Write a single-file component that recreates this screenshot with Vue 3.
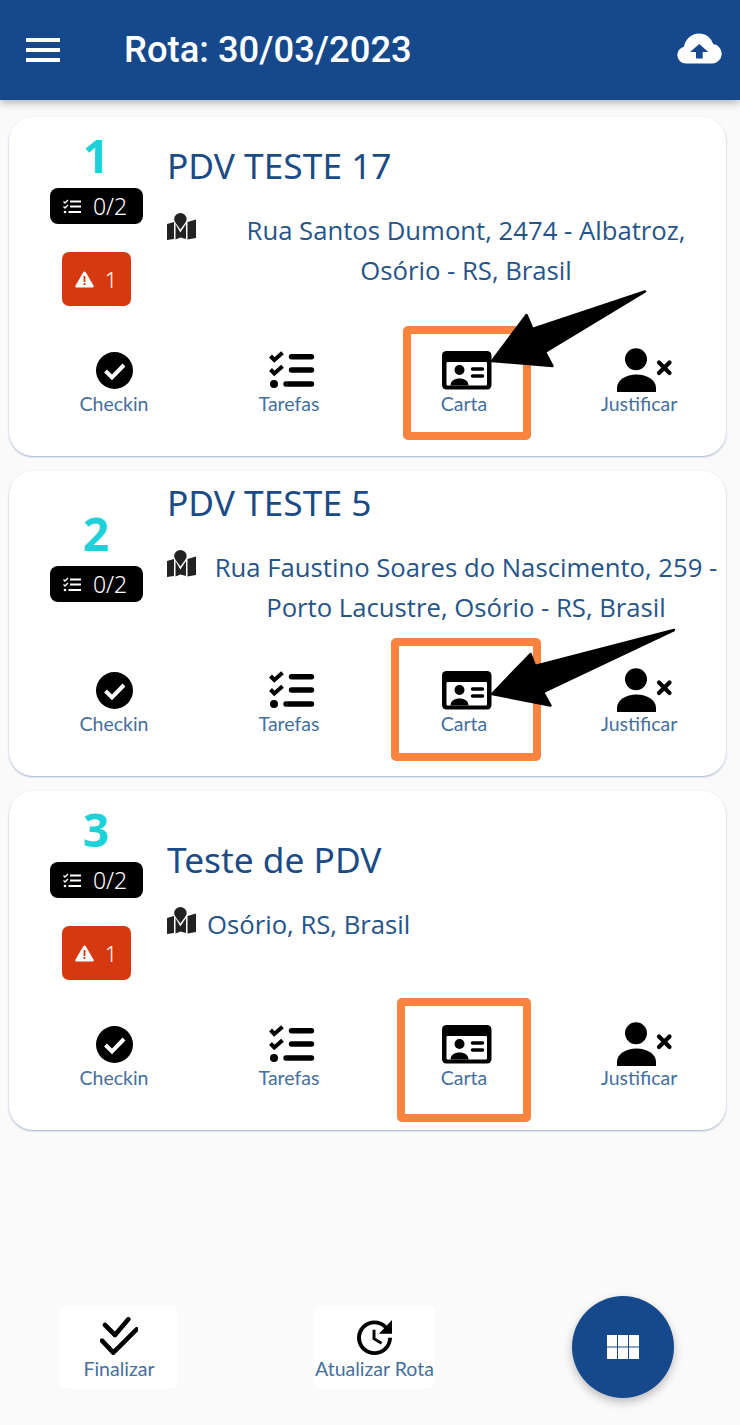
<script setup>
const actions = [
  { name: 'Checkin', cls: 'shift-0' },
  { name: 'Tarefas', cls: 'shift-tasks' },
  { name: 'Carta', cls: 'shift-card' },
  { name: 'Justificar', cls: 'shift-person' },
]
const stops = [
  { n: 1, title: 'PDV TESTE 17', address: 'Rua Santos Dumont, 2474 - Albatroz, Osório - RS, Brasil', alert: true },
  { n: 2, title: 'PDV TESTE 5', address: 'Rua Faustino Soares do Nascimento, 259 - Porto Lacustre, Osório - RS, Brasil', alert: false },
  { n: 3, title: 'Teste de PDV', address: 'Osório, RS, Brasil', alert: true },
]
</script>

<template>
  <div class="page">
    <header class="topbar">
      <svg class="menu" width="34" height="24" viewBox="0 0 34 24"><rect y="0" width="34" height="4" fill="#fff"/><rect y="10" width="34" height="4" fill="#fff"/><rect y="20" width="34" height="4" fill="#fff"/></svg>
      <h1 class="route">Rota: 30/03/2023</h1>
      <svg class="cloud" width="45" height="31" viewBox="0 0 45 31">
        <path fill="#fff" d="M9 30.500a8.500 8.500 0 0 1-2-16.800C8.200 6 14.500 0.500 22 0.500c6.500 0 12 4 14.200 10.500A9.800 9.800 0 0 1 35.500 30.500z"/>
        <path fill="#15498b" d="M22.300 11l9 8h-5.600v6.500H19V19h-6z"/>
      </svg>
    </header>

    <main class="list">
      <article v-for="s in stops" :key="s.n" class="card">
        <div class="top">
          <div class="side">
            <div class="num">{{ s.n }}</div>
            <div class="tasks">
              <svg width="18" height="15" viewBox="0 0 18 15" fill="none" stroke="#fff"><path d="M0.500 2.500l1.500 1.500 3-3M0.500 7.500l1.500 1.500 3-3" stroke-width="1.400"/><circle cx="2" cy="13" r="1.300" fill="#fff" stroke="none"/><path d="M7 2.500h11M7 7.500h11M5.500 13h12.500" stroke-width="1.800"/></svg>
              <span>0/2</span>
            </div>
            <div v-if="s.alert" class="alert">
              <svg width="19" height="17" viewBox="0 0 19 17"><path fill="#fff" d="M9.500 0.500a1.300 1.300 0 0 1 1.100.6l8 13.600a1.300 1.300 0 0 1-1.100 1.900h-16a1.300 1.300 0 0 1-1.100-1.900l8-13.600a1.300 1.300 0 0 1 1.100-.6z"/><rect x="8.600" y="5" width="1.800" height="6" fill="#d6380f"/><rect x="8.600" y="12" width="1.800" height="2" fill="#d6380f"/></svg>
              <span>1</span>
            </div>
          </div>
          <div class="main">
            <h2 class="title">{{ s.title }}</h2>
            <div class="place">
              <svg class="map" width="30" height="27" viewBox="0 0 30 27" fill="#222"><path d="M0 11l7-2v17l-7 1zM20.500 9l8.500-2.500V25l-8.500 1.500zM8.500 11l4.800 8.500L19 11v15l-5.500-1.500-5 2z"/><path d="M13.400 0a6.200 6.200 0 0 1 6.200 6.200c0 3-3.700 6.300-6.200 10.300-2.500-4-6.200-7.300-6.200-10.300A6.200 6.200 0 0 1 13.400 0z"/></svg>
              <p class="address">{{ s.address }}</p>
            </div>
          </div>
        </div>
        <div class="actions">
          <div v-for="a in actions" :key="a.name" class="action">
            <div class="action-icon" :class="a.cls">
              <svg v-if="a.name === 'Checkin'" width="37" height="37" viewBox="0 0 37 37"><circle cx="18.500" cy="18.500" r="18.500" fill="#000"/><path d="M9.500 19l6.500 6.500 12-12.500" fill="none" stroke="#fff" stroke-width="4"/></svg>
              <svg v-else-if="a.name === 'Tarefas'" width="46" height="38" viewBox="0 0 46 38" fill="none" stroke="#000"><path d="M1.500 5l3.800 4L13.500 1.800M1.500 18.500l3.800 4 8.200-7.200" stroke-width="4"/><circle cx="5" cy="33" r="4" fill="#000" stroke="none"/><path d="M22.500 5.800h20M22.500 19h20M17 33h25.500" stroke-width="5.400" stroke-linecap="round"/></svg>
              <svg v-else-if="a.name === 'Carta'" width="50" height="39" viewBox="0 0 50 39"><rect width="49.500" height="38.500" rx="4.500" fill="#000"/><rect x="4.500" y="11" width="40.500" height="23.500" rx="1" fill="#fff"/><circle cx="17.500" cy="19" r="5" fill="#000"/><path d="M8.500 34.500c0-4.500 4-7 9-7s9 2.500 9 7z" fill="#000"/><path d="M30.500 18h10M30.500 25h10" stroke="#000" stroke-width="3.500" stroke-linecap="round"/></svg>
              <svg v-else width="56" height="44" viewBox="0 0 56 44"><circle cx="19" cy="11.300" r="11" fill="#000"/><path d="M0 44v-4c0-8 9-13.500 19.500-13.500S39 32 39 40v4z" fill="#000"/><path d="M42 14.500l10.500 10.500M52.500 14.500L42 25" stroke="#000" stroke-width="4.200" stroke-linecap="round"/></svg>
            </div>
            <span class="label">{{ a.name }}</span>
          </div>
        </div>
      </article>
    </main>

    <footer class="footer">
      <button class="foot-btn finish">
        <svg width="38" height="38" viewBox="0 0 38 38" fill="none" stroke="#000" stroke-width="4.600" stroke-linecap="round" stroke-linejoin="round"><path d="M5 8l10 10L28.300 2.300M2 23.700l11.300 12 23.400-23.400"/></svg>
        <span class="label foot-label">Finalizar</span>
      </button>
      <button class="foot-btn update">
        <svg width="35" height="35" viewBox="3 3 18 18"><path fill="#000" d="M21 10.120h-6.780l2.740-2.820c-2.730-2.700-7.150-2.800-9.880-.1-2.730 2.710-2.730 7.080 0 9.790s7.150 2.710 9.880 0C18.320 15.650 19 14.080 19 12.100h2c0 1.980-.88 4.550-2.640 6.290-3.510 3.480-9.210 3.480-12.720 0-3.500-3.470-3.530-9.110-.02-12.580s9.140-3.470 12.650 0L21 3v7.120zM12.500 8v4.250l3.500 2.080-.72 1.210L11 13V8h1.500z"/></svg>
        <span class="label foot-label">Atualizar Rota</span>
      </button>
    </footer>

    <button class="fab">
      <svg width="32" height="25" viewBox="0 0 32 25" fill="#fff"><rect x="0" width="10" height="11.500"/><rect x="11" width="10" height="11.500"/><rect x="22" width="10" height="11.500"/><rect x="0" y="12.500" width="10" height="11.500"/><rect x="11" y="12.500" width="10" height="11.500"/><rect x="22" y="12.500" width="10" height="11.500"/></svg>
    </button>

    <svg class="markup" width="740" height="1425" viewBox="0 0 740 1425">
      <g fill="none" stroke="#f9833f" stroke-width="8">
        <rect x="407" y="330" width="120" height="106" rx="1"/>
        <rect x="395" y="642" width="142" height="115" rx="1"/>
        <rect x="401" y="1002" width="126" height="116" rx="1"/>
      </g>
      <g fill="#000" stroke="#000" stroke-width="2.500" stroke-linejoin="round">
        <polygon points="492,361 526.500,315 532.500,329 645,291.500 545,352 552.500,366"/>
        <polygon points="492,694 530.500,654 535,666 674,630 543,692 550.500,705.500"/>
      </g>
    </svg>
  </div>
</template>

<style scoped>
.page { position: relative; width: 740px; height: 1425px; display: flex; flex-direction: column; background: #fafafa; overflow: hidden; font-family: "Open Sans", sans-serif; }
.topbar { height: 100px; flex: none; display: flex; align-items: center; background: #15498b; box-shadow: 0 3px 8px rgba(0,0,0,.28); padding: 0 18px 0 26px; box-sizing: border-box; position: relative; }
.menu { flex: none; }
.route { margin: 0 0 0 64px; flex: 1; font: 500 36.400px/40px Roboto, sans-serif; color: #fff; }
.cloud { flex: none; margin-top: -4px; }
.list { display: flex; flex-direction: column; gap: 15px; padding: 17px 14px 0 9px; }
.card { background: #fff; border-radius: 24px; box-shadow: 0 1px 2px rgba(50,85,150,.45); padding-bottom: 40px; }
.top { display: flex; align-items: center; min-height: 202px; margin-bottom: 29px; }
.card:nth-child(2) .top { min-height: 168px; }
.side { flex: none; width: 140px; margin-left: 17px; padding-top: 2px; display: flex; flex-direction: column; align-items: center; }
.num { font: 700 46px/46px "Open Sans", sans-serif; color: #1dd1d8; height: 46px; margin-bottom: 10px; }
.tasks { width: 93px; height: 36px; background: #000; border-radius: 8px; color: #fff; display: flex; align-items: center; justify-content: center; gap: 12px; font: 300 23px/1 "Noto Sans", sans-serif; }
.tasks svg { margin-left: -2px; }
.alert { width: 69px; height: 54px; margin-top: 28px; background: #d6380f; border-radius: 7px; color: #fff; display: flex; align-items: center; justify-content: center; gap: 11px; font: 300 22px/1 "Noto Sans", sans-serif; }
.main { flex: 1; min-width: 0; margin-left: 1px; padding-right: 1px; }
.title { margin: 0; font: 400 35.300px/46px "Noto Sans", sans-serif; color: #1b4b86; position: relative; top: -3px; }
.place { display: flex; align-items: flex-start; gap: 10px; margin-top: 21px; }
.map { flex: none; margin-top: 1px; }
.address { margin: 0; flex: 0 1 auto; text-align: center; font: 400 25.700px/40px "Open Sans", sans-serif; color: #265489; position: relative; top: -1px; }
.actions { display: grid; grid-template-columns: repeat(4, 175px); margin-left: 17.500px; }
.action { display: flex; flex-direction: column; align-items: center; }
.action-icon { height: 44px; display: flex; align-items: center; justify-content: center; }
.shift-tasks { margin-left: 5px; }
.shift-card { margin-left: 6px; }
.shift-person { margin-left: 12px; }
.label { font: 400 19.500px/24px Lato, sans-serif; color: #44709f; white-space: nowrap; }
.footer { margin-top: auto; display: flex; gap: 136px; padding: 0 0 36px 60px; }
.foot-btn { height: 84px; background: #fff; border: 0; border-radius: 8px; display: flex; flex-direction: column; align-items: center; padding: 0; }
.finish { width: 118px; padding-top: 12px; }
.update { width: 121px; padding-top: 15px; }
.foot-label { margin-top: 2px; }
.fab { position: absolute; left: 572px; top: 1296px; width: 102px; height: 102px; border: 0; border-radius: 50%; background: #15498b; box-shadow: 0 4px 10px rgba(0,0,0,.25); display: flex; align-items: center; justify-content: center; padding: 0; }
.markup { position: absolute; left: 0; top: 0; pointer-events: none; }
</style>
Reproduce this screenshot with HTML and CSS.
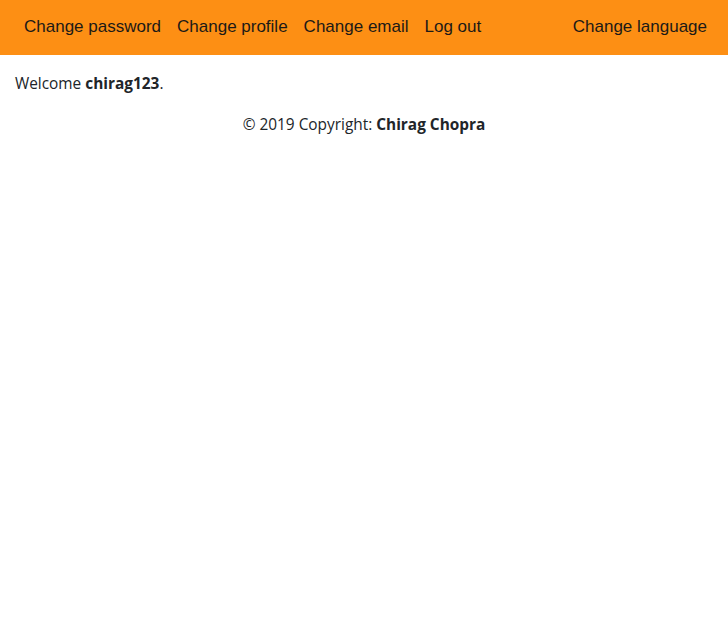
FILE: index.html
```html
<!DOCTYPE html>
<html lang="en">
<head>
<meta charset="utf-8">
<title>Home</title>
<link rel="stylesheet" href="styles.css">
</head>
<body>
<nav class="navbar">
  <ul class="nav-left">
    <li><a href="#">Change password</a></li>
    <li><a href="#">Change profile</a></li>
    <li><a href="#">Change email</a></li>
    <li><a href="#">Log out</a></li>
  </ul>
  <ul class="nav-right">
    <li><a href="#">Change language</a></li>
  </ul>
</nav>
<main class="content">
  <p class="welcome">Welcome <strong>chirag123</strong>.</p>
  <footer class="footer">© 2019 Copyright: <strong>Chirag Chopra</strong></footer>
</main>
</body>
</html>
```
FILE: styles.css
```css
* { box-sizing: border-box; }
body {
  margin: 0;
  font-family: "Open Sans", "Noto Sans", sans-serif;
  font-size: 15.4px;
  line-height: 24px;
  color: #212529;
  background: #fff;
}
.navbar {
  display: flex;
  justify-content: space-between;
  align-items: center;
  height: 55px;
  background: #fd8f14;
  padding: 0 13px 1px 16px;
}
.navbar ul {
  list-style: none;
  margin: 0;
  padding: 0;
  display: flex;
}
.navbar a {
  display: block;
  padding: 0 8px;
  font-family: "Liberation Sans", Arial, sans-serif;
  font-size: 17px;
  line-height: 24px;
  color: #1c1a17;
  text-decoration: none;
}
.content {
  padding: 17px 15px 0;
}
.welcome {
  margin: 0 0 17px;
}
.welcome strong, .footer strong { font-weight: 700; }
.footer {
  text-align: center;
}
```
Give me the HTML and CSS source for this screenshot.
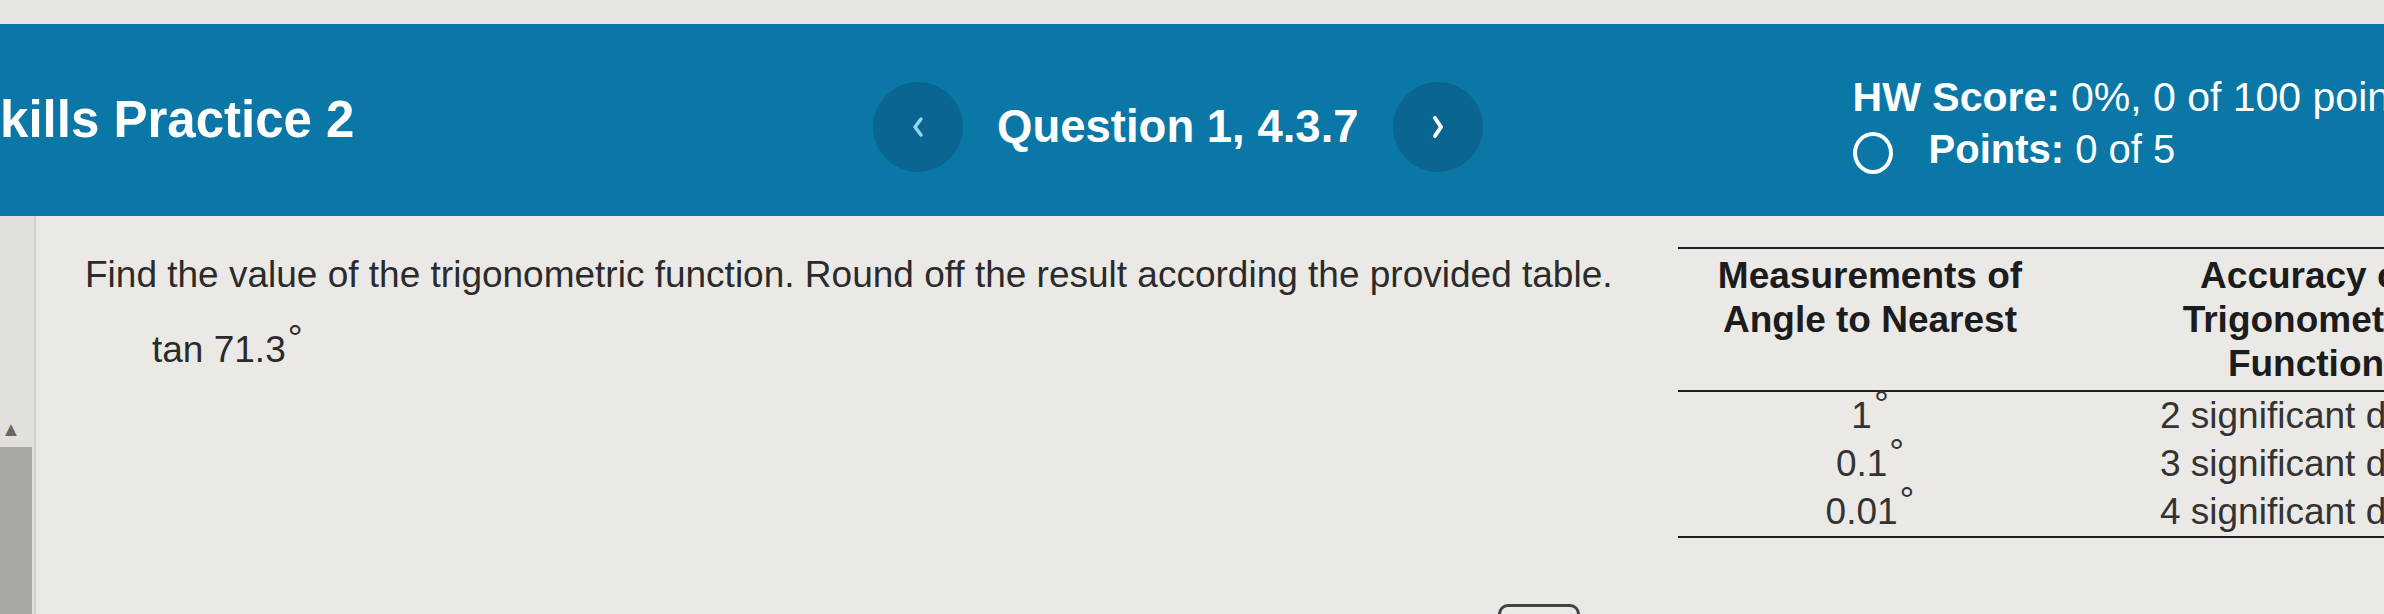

####################

▸ **The task**
No pictures belong in the copy; quote exactly the lines from the line containing "Reproduce this screenshot with HTML and CSS." through the final line of the material, both ends included.

▸ **Task answer**
Reproduce this screenshot with HTML and CSS.
FILE: index.html
```html
<!DOCTYPE html>
<html lang="en">
<head>
<meta charset="utf-8">
<title>Home</title>
<link rel="stylesheet" href="styles.css">
</head>
<body>
<nav class="navbar">
  <ul class="nav-left">
    <li><a href="#">Change password</a></li>
    <li><a href="#">Change profile</a></li>
    <li><a href="#">Change email</a></li>
    <li><a href="#">Log out</a></li>
  </ul>
  <ul class="nav-right">
    <li><a href="#">Change language</a></li>
  </ul>
</nav>
<main class="content">
  <p class="welcome">Welcome <strong>chirag123</strong>.</p>
  <footer class="footer">© 2019 Copyright: <strong>Chirag Chopra</strong></footer>
</main>
</body>
</html>
```
FILE: styles.css
```css
* { box-sizing: border-box; }
body {
  margin: 0;
  font-family: "Open Sans", "Noto Sans", sans-serif;
  font-size: 15.4px;
  line-height: 24px;
  color: #212529;
  background: #fff;
}
.navbar {
  display: flex;
  justify-content: space-between;
  align-items: center;
  height: 55px;
  background: #fd8f14;
  padding: 0 13px 1px 16px;
}
.navbar ul {
  list-style: none;
  margin: 0;
  padding: 0;
  display: flex;
}
.navbar a {
  display: block;
  padding: 0 8px;
  font-family: "Liberation Sans", Arial, sans-serif;
  font-size: 17px;
  line-height: 24px;
  color: #1c1a17;
  text-decoration: none;
}
.content {
  padding: 17px 15px 0;
}
.welcome {
  margin: 0 0 17px;
}
.welcome strong, .footer strong { font-weight: 700; }
.footer {
  text-align: center;
}
```
Give me the HTML and CSS source for this screenshot.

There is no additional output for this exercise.